History of Gilmanton
Written by: Daniel Lancaster
 Published in 1845 
March 14th, 1815, the following rules were adopted in respect to the poor of the town, viz.: " It shall be the duty of the Selectmen or Overseers of the Poor, to put up at auction the present year that part of the town paupers who bring themselves or their families to want by intemperance or other vices, and whereas many persons misspend their time and property at the grog-shop or tavern, and thereby become poor and indigent, in consequence of which the number of the town's poor have been and may continue to be greatly increased; therefore to remedy this evil as far as may be, it shall be the duty of the Selectmen to refuse license to such taverns and retailers as permit persons to drink to excess in their stores or houses, or sell without a license.

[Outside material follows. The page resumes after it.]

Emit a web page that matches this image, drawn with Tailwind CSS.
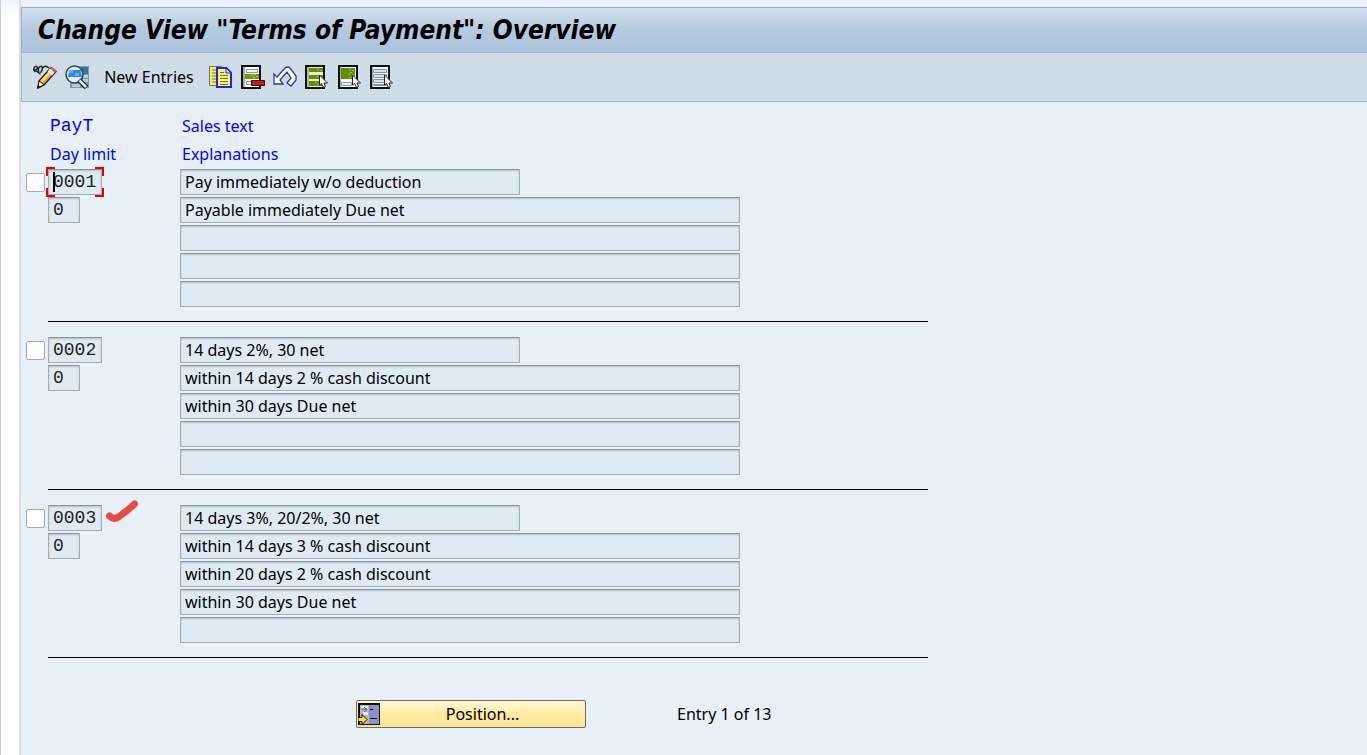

And the Selectmen or Overseers of the Poor may likewise put up at auction such other of the town paupers as in their discretion they may think proper; provided, that no person shall bid off the keeping of said paupers unless in the opinion of the Selectmen, he is able to provide comfortably for them during the year for which he is paid for keeping them by the town at the rate at which he bid them off."

This method of supporting the poor of the town prevailed until the year 1830, when the farm originally owned by Jotham Gilman, was purchased of Lewis W. Gilman, his grandson, and has ever since bee the home of the poor of Gilmanton.